We wanted to know why drugs that block D2 receptors fail to ameliorate the cognitive symptoms of schizophrenia, so we carried out another experiment, using genetic tools we had developed ten years earlier. Once a mouse reached adulthood, we turned off the transgene responsible for the production of excessive dopamine receptors and found that the defect in working memory was unabated. In other words, correcting the molecular defect in adult brains did not correct the cognitive deficit.

This result suggested that an overabundance of D2 receptors during development causes changes in the mouse brain that persist into adulthood. These changes might be the reason antipsychotic drugs do not work on the cognitive symptoms of schizophrenia. The overproduction of D2 receptors in the striatum exerts its impact early in development, well before the disease manifests itself, perhaps by producing fixed and irreversible changes in the dopamine system of some other part of the brain. Once this happens, the deficits in function of the prefrontal cortex, the structure involved in cognitive symptoms in the striatum, may no longer be reversible by reducing to normal the number of D2 receptors.

We have now tracked down at least one change that occurs in the prefrontal cortex as a result of the overproduction of D2 receptors: a decrease in the activation of another dopamine receptor, the D1 receptor. Earlier experiments by Goldman-Rakic had suggested that decreasing D1 receptor activation also decreases cyclic AMP, causing a deficiency in working memory.

These experiments demonstrate that genetically engineered mice may serve as valuable models in the study of complex psychiatric diseases by permitting us to break down the disease into simpler, more easily analyzed molecular components.
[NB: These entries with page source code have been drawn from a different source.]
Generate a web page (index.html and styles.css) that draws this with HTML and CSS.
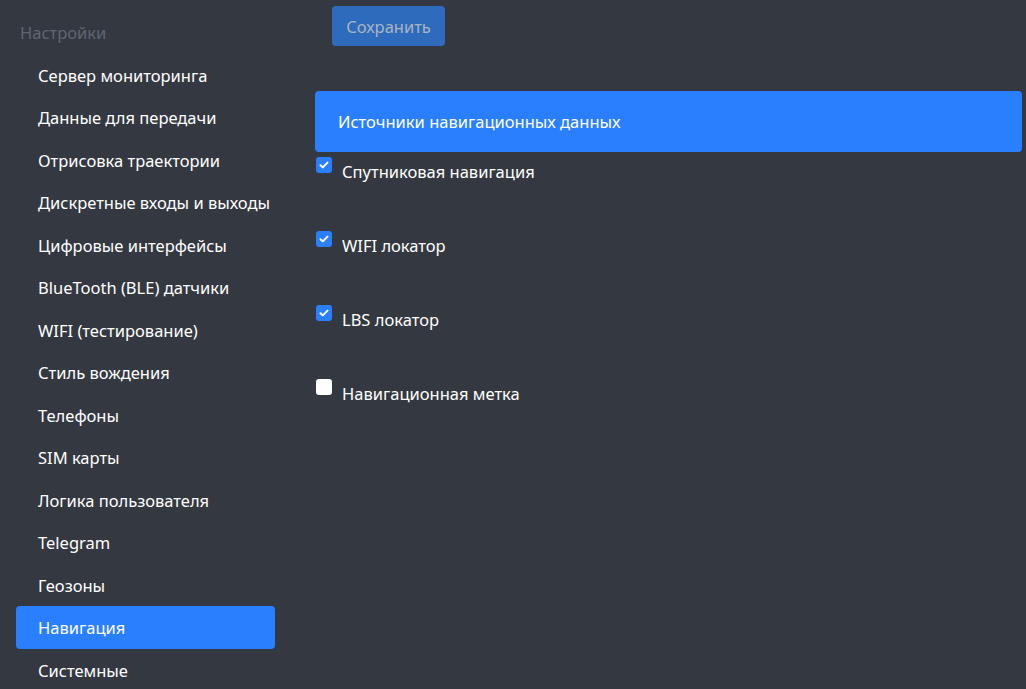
FILE: index.html
```html
<!DOCTYPE html>
<html lang="ru">
<head>
<meta charset="utf-8">
<title>Настройки</title>
<link rel="stylesheet" href="styles.css">
</head>
<body>
<div class="layout">
  <aside class="sidebar">
    <div class="sidebar-title">Настройки</div>
    <nav class="nav">
      <a class="nav-link">Сервер мониторинга</a>
      <a class="nav-link">Данные для передачи</a>
      <a class="nav-link">Отрисовка траектории</a>
      <a class="nav-link">Дискретные входы и выходы</a>
      <a class="nav-link">Цифровые интерфейсы</a>
      <a class="nav-link">BlueTooth (BLE) датчики</a>
      <a class="nav-link">WIFI (тестирование)</a>
      <a class="nav-link">Стиль вождения</a>
      <a class="nav-link">Телефоны</a>
      <a class="nav-link">SIM карты</a>
      <a class="nav-link">Логика пользователя</a>
      <a class="nav-link">Telegram</a>
      <a class="nav-link">Геозоны</a>
      <a class="nav-link active">Навигация</a>
      <a class="nav-link">Системные</a>
    </nav>
  </aside>
  <main class="main">
    <button class="btn-save" disabled>Сохранить</button>
    <div class="card-header">Источники навигационных данных</div>
    <div class="check-row">
      <span class="check checked"><svg viewBox="0 0 16 16" width="16" height="16"><path d="M4.5 8.2l2.3 2.2 4.7-4.8" fill="none" stroke="#fff" stroke-width="2" stroke-linecap="round" stroke-linejoin="round"/></svg></span>
      <span class="check-label">Спутниковая навигация</span>
    </div>
    <div class="check-row">
      <span class="check checked"><svg viewBox="0 0 16 16" width="16" height="16"><path d="M4.5 8.2l2.3 2.2 4.7-4.8" fill="none" stroke="#fff" stroke-width="2" stroke-linecap="round" stroke-linejoin="round"/></svg></span>
      <span class="check-label">WIFI локатор</span>
    </div>
    <div class="check-row">
      <span class="check checked"><svg viewBox="0 0 16 16" width="16" height="16"><path d="M4.5 8.2l2.3 2.2 4.7-4.8" fill="none" stroke="#fff" stroke-width="2" stroke-linecap="round" stroke-linejoin="round"/></svg></span>
      <span class="check-label">LBS локатор</span>
    </div>
    <div class="check-row">
      <span class="check"></span>
      <span class="check-label">Навигационная метка</span>
    </div>
  </main>
</div>
</body>
</html>
```

FILE: styles.css
```css
html, body {
  margin: 0;
  padding: 0;
  height: 100%;
  background: #343840;
}
body {
  font-family: "Noto Sans", "Open Sans", sans-serif;
  font-size: 16.5px;
  color: #ffffff;
  overflow: hidden;
}
.layout {
  display: flex;
  height: 689px;
}
.sidebar {
  width: 315px;
  flex: none;
  padding-top: 20px;
  box-sizing: border-box;
}
.sidebar-title {
  padding-left: 20px;
  line-height: 26px;
  height: 26px;
  color: #5e6770;
  margin-bottom: 7.5px;
}
.nav {
  display: flex;
  flex-direction: column;
  padding-left: 16px;
  width: 259px;
  box-sizing: content-box;
}
.nav-link {
  display: block;
  height: 42.5px;
  line-height: 44px;
  padding-left: 22px;
  color: #ffffff;
  border-radius: 4px;
  white-space: nowrap;
  overflow: hidden;
}
.nav-link.active {
  background: #2a7fff;
}
.main {
  flex: 1;
  padding-right: 4px;
}
.btn-save {
  display: block;
  margin: 6px 0 0 17px;
  width: 113px;
  height: 40px;
  background: #2e6bbd;
  color: #a9b4c2;
  border: none;
  border-radius: 4px;
  font-family: inherit;
  font-size: 16.5px;
  padding: 0;
}
.card-header {
  margin-top: 45px;
  height: 61px;
  line-height: 62px;
  padding-left: 23px;
  background: #2a7fff;
  border-radius: 4px;
  color: #ffffff;
}
.check-row {
  display: flex;
  align-items: flex-start;
  gap: 10px;
  padding-left: 1px;
  margin-top: 5px;
  height: 69px;
}
.check {
  width: 16px;
  height: 16px;
  border-radius: 3px;
  background: #ffffff;
  flex: none;
  display: flex;
}
.check.checked {
  background: #2a7fff;
}
.check-label {
  margin-top: 2px;
  line-height: 25px;
}
```
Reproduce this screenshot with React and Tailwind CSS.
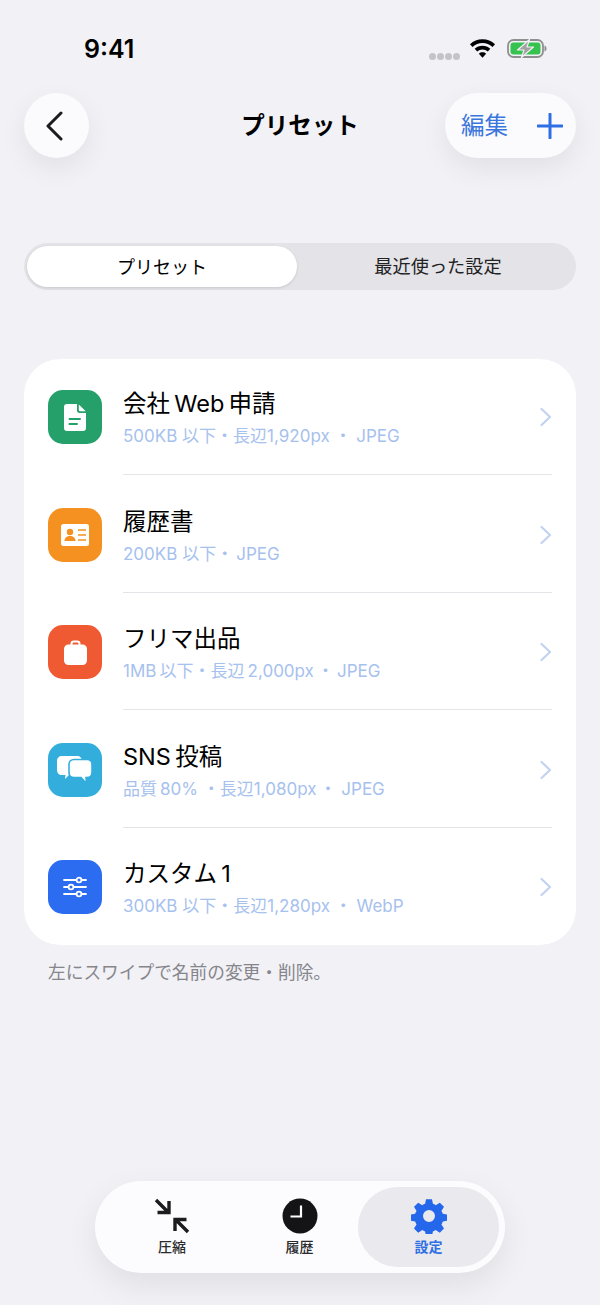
import React from 'react';

const FONT = "font-['Inter','Noto_Sans_CJK_JP',sans-serif]";

const DocIcon = () => (
  <svg width="22" height="27" viewBox="0 0 22 27">
    <path d="M3 0h10v6.500c0 1.400 1.100 2.500 2.500 2.500H22v15a3 3 0 0 1-3 3H3a3 3 0 0 1-3-3V3a3 3 0 0 1 3-3z" fill="#fff" />
    <path d="M14.800 .5L21.700 7.300h-5.400a1.500 1.500 0 0 1-1.500-1.500z" fill="#fff" />
    <path d="M5.500 15h10.500M5.500 20h7.500" stroke="#25a06a" strokeWidth="2" strokeLinecap="round" />
  </svg>
);

const CardIcon = () => (
  <svg width="28" height="22" viewBox="0 0 28 22">
    <rect width="28" height="22" rx="2.500" fill="#fff" />
    <circle cx="9" cy="8" r="3.200" fill="#f59121" />
    <path d="M3.500 17c0-3.500 2.500-5 5.500-5s5.500 1.500 5.500 5z" fill="#f59121" />
    <path d="M17 6h8M17 11h8M17 16h8" stroke="#f59121" strokeWidth="1.700" />
  </svg>
);

const BagIcon = () => (
  <svg width="23" height="25" viewBox="0 0 23 25">
    <path d="M7.500 6V3.800A2.300 2.300 0 0 1 9.800 1.500h3.400a2.300 2.300 0 0 1 2.300 2.300V6" fill="none" stroke="#fff" strokeWidth="2" />
    <rect y="4.500" width="23" height="20.500" rx="4.500" fill="#fff" />
  </svg>
);

const ChatIcon = () => (
  <svg width="36" height="30" viewBox="0 0 36 30">
    <path d="M5 1h15c3 0 5 2 5 5v9c0 3-2 5-5 5h-8l-4 4 .5-4H5c-3 0-5-2-5-5V6c0-3 2-5 5-5z" fill="#fff" />
    <path d="M17 4.500h13c3 0 5 2 5 5v8c0 3-2 5-5 5h-1l.5 6-5.500-6h-7c-3 0-5-2-5-5v-8c0-3 2-5 5-5z" fill="#fff" stroke="#33aedc" strokeWidth="1.600" />
  </svg>
);

const SlidersIcon = () => (
  <svg width="24" height="22" viewBox="0 0 24 22" fill="none" stroke="#fff" strokeWidth="1.800" strokeLinecap="round">
    <path d="M1 4h22M1 11h22M1 18h22" />
    <circle cx="16" cy="4" r="2.400" fill="#2b6cf0" />
    <circle cx="8" cy="11" r="2.400" fill="#2b6cf0" />
    <circle cx="16" cy="18" r="2.400" fill="#2b6cf0" />
  </svg>
);

const Wifi = () => (
  <svg width="25" height="19" viewBox="0 0 23 17">
    <path d="M11.500 0C7 0 3.200 1.700 0 4.500l2.300 2.600C5 4.800 8 3.400 11.500 3.400s6.500 1.400 9.200 3.700L23 4.500C19.800 1.700 16 0 11.500 0z" fill="#000" />
    <path d="M11.500 6c-2.900 0-5.200 1-7.200 2.800l2.300 2.500c1.400-1.200 3-1.900 4.900-1.900s3.500.7 4.900 1.900l2.300-2.500C16.700 7 14.400 6 11.500 6z" fill="#000" />
    <path d="M11.500 12c-1.300 0-2.400.4-3.300 1.300l3.300 3.700 3.300-3.700c-.9-.9-2-1.300-3.300-1.300z" fill="#000" />
  </svg>
);

const Battery = () => (
  <svg width="40" height="19" viewBox="0 0 40 19">
    <rect x="1" y="1" width="35" height="17" rx="5.500" fill="none" stroke="#8f8f8f" strokeWidth="1.800" />
    <rect x="3.500" y="3.500" width="30" height="12" rx="3" fill="#36c24f" />
    <path d="M37.500 6.500v6c1.300-.4 2-1.500 2-3s-.7-2.600-2-3z" fill="#8f8f8f" />
    <path d="M22.500 0.500L10.500 11h6.500L14.500 18.500 26.500 8h-6.500z" fill="#a2a2a2" stroke="#f1f1f6" strokeWidth="1.200" strokeLinejoin="round" />
  </svg>
);

const presets = [
  { title: '会社\u2009Web\u2009申請', sub: '500KB 以下・長辺1,920px ・ JPEG', color: 'bg-[#25a06a]', Icon: DocIcon },
  { title: '履歴書', sub: '200KB 以下・\u2009JPEG', color: 'bg-[#f59121]', Icon: CardIcon },
  { title: 'フリマ出品', sub: '1MB\u2009以下・長辺\u20092,000px\u2009・\u2009JPEG', color: 'bg-[#f05a33]', Icon: BagIcon },
  { title: 'SNS\u2009投稿', sub: '品質\u200980% ・長辺1,080px\u2009・ JPEG', color: 'bg-[#33aedc]', Icon: ChatIcon },
  { title: 'カスタム\u20091', sub: '300KB 以下・長辺1,280px ・ WebP', color: 'bg-[#2b6cf0]', Icon: SlidersIcon },
];

const PresetRow = ({ preset, last }) => {
  const Icon = preset.Icon;
  return (
    <div className="flex h-[117.500px] pl-6">
      <div className={`mt-[31px] flex h-[54px] w-[54px] shrink-0 items-center justify-center rounded-[15px] ${preset.color}`}>
        <Icon />
      </div>
      <div className={`ml-[21px] mr-6 flex h-[116px] flex-1 items-start border-[#e4e4e8] ${last ? '' : 'border-b'}`}>
        <div className="flex-1 pt-[27px]">
          <div className="text-[23.500px] leading-[36px] text-black">{preset.title}</div>
          <div className="mt-[1px] text-[17px] leading-[26px] text-[#a6c1ee]">{preset.sub}</div>
        </div>
        <svg className="mt-[48px]" width="12" height="20" viewBox="0 0 12 20" fill="none" stroke="#c3d2f0" strokeWidth="2.200" strokeLinecap="round" strokeLinejoin="round">
          <path d="M1.500 2l8.500 8-8.500 8" />
        </svg>
      </div>
    </div>
  );
};

export default function App() {
  return (
    <div className={`flex h-[1305px] w-[600px] flex-col overflow-hidden bg-[#f1f1f6] ${FONT}`}>
      {/* Status bar */}
      <div className="flex h-[93px] items-start justify-between pl-[84px] pr-[53px] pt-[32px]">
        <span className="text-[25px] font-semibold leading-[34px] text-black">9:41</span>
        <div className="mt-[7px] flex items-start">
          <div className="mt-[14px] flex gap-[1px]">
            <span className="h-[7px] w-[7px] rounded-full bg-[#c4c4c8]" />
            <span className="h-[7px] w-[7px] rounded-full bg-[#c4c4c8]" />
            <span className="h-[7px] w-[7px] rounded-full bg-[#c4c4c8]" />
            <span className="h-[7px] w-[7px] rounded-full bg-[#c4c4c8]" />
          </div>
          <div className="ml-[10px]"><Wifi /></div>
          <div className="ml-[12px]"><Battery /></div>
        </div>
      </div>

      {/* Nav */}
      <div className="flex h-[65px] items-center justify-between px-6">
        <div className="w-[131px]">
          <button className="flex h-[65px] w-[65px] items-center justify-center rounded-full bg-[#fbfbfe] pr-[3px] shadow-[0_10px_28px_rgba(0,0,0,0.07)]">
            <svg width="20" height="30" viewBox="0 0 20 30" fill="none" stroke="#1c1c1e" strokeWidth="3" strokeLinecap="round" strokeLinejoin="round">
              <path d="M16 2L3 15l13 13" />
            </svg>
          </button>
        </div>
        <h1 className="text-[23.500px] font-bold text-black">プリセット</h1>
        <div className="flex h-[65px] w-[131px] items-center justify-between rounded-full bg-[#fbfbfe] pl-[16px] pr-[13px] shadow-[0_10px_28px_rgba(0,0,0,0.07)]">
          <span className="text-[23.500px] text-[#3a76dc]">編集</span>
          <svg width="26" height="26" viewBox="0 0 26 26" fill="none" stroke="#2f6fe4" strokeWidth="3" strokeLinecap="round">
            <path d="M13 1v24M1 13h24" />
          </svg>
        </div>
      </div>

      {/* Segmented control */}
      <div className="mx-6 mt-[85px] flex h-[47px] rounded-full bg-[#e3e3e8] p-[3px]">
        <div className="flex w-[270px] items-center justify-center rounded-full bg-white pt-[1px] text-[18px] text-black shadow-[0_1px_3px_rgba(0,0,0,0.12)]">プリセット</div>
        <div className="flex flex-1 items-center justify-center pl-[6px] pt-[1px] text-[18.200px] text-[#222]">最近使った設定</div>
      </div>

      {/* Preset list */}
      <div className="mx-6 mt-[69px] h-[586px] rounded-[36px] bg-white">
        {presets.map((p, i) => (
          <PresetRow key={p.title} preset={p} last={i === presets.length - 1} />
        ))}
      </div>
      <p className="mt-[15px] pl-12 text-[17.700px] leading-[26px] text-[#85858b]">左にスワイプで名前の変更・削除。</p>

      {/* Tab bar */}
      <div className="mx-auto mt-[195px] flex h-[92px] w-[410px] items-center rounded-full bg-[#fcfcff] px-[6px] shadow-[0_12px_32px_rgba(0,0,0,0.08)]">
        <div className="flex h-[80px] w-[142px] flex-col items-center justify-center">
          <svg width="36" height="36" viewBox="0 0 36 36" fill="none" stroke="#1c1c1e" strokeWidth="3.400">
            <path d="M2 2l13 13M3.500 14.500H15V3" />
            <path d="M34 34L21 21M32.500 21.500H21V33" />
          </svg>
          <span className="mt-[4px] text-[14px] font-medium leading-[18px] text-[#2a2a2c]">圧縮</span>
        </div>
        <div className="flex h-[80px] w-[113px] flex-col items-center justify-center">
          <svg width="36" height="36" viewBox="0 0 36 36">
            <circle cx="18" cy="18" r="17.500" fill="#141416" />
            <path d="M19 7.500V18.500H8.500" fill="none" stroke="#fff" strokeWidth="2.200" />
          </svg>
          <span className="mt-[4px] text-[14px] font-medium leading-[18px] text-[#2a2a2c]">履歴</span>
        </div>
        <div className="ml-auto flex h-[80px] w-[141px] flex-col items-center justify-center rounded-full bg-[#e9e9ee]">
          <svg width="36" height="36" viewBox="0 0 24 24" fill="#2567ea">
            <path fillRule="evenodd" d="M10 .8h4l.6 3.100c.7.2 1.300.5 1.900.9l2.700-1.700 2.800 2.800-1.700 2.700c.4.600.7 1.200.9 1.900l3 .6v4l-3 .6c-.2.7-.5 1.300-.9 1.900l1.700 2.700-2.800 2.800-2.700-1.700c-.6.4-1.200.7-1.900.9l-.6 3h-4l-.6-3c-.7-.2-1.300-.5-1.900-.9l-2.700 1.700-2.800-2.800 1.700-2.700c-.4-.6-.7-1.200-.9-1.900l-3-.6v-4l3-.6c.2-.7.5-1.300.9-1.900L2.000 5.900l2.800-2.800 2.700 1.700c.6-.4 1.200-.7 1.900-.9zM12 8a4 4 0 1 0 0 8 4 4 0 0 0 0-8z" />
          </svg>
          <span className="mt-[4px] text-[14px] font-bold leading-[18px] text-[#2f6fe4]">設定</span>
        </div>
      </div>
    </div>
  );
}
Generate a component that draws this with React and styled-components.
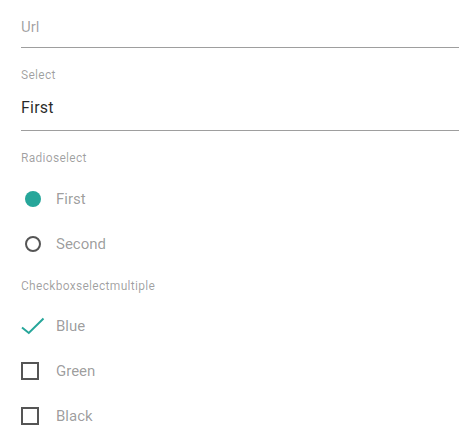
import React from "react";
import styled, { createGlobalStyle } from "styled-components";

const GlobalStyle = createGlobalStyle`
  body {
    margin: 0;
    background: #fff;
    font-family: Roboto, "Liberation Sans", sans-serif;
  }
`;

const Form = styled.div`
  padding-left: 21px;
  width: 459px;
  box-sizing: border-box;
`;

const UrlField = styled.div`
  height: 48px;
  box-sizing: border-box;
  padding-top: 17px;
  border-bottom: 1px solid #9e9e9e;
  font-size: 15px;
  line-height: 20px;
  color: rgba(0, 0, 0, 0.38);
`;

const SelectField = styled.div`
  padding: 19px 0 10px;
  border-bottom: 1px solid #9e9e9e;
`;

const Label = styled.div`
  font-size: 12px;
  line-height: 16px;
  letter-spacing: 0.3px;
  color: rgba(0, 0, 0, 0.38);
  margin-top: ${(p) => p.$top || 0}px;
  margin-bottom: ${(p) => p.$bottom || 0}px;
`;

const Value = styled.div`
  margin-top: 13px;
  font-size: 16px;
  line-height: 24px;
  letter-spacing: 0.2px;
  color: rgba(0, 0, 0, 0.85);
`;

const Option = styled.div`
  display: flex;
  align-items: center;
  height: 45px;
`;

const IconSlot = styled.div`
  width: 35px;
  display: flex;
  align-items: center;
  flex-shrink: 0;
`;

const OptionText = styled.span`
  font-size: 15px;
  color: rgba(0, 0, 0, 0.4);
`;

const RadioCircle = styled.span`
  width: 16px;
  height: 16px;
  margin-left: 4px;
  border-radius: 50%;
  box-sizing: border-box;
  background: ${(p) => (p.$checked ? "#26a69a" : "transparent")};
  border: ${(p) => (p.$checked ? "none" : "2px solid #555")};
`;

const Box = styled.span`
  width: 18px;
  height: 18px;
  box-sizing: border-box;
  border: 2px solid #555;
`;

const Radio = ({ label, checked }) => (
  <Option>
    <IconSlot>
      <RadioCircle $checked={checked} />
    </IconSlot>
    <OptionText>{label}</OptionText>
  </Option>
);

const Checkbox = ({ label, checked }) => (
  <Option>
    <IconSlot>
      {checked ? (
        <svg width="24" height="18" viewBox="0 0 24 18">
          <path d="M1 10.5 L7.8 16 L22.5 1.5" fill="none" stroke="#26a69a" strokeWidth="2" />
        </svg>
      ) : (
        <Box />
      )}
    </IconSlot>
    <OptionText>{label}</OptionText>
  </Option>
);

const App = () => {
  return (
    <>
      <GlobalStyle />
      <Form>
        <UrlField>Url</UrlField>
        <SelectField>
          <Label>Select</Label>
          <Value>First</Value>
        </SelectField>
        <Label $top={19} $bottom={10}>Radioselect</Label>
        <Radio label="First" checked />
        <Radio label="Second" />
        <Label $top={12} $bottom={9}>Checkboxselectmultiple</Label>
        <Checkbox label="Blue" checked />
        <Checkbox label="Green" />
        <Checkbox label="Black" />
      </Form>
    </>
  );
};

export default App;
Not only can we explore the genetic contributions to schizophrenia in mutant mice, we can also manipulate the environment of the mice, in utero and during early development, to examine what gene-environment interactions may trigger the onset of the disease.

 

 

DEPRESSION, ANOTHER COMMON ILLNESS THAT DESTROYS PSYCHIC
well-being, was first described in the fifth century
B.C.
by the Greek physician Hippocrates, who thought that moods depend on the balance of the four humors: blood, phlegm, yellow bile, and black bile. An excess of black bile was believed to cause depression. In fact, melancholia, the ancient Greek term for depression, means “black bile.” Although Hippocrates’ explanation of depression seems fanciful today, the underlying view that psychological disorders reflect physiological processes is becoming generally recognized.